Осознание соучастия в этом неправедном деле, чувство собственного бессилия и вины – сопровождало каждый шаг, любую мысль долговязого фельдшера. За непроницаемым лицом скрывалась живая, отзывчивая душа, в которой шла беспрестанная борьба между инстинктом жизни и врождённой совестливостью. Пойти на смерть он не мог себя заставить. Да и что бы это изменило? Тут же его место займёт какое-нибудь мурло вовсе без медицинского образования, без искры сострадания, без проблеска какой угодно мысли. Таких деятелей он уже видал – на «Партизане» и на «Аркагале». Доходяг они не лечили, а всё своё старание употребляли на ублажение воров – давали им больничный отдых, выписывали горячие уколы и усиленное питание. На прииске Водопьянова такое тоже происходило (вовсе без этого не обойтись). Но и обычные доходяги также имели шанс получить освобождение от работы, как этот вот старик… Фельдшер склонился над безвольно лежащим телом, прислушался к дыханию, потом выпрямился, покачал головой. С первого взгляда ему было ясно, что этот заключённый не переживёт зиму. Да и до зимы вряд ли дотянет. И это счастье его, если он умрёт быстро, не будет мучиться ещё несколько месяцев. Понимая всё это, фельдшер развёл в стеклянной чашке щепоть марганцовки и стал отирать марлей кровь с разбитых губ пациента.
Так он и жил все эти годы в лагере – думал одно, а делал совсем другое. Поэтому и приняло лицо непроницаемое выражение. Лишь глаза иногда словно бы вспыхивали, выдавая внутреннюю борьбу.

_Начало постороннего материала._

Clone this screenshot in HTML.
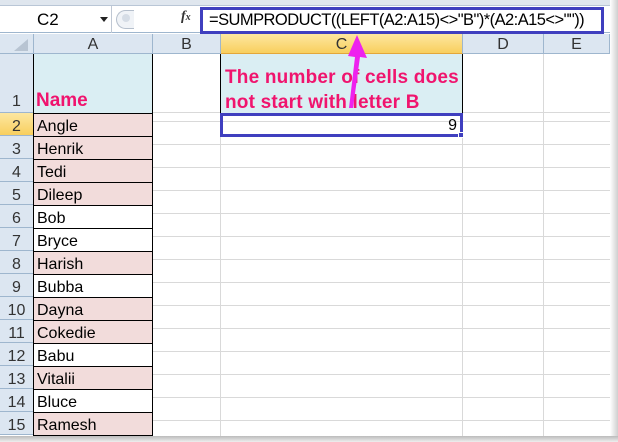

Пётр Поликарпович очнулся глубокой ночью. Сперва ничего не мог понять. Мелькали обрывки воспоминаний – он видел огромную железную тачку с камнями и песком, гнулся и скрипел под ногами деревянный настил, тяжёлое кайло вонзалось в осыпающуюся стену, в спину задувал ледяной ветер, тяжёлый каменный свод каждую секунду грозил обрушиться – всё это мешалось в какую-то какофонию, казалось кошмаром. Было ли это в действительности? Или это бред воспалённого воображения, судороги испуганной души?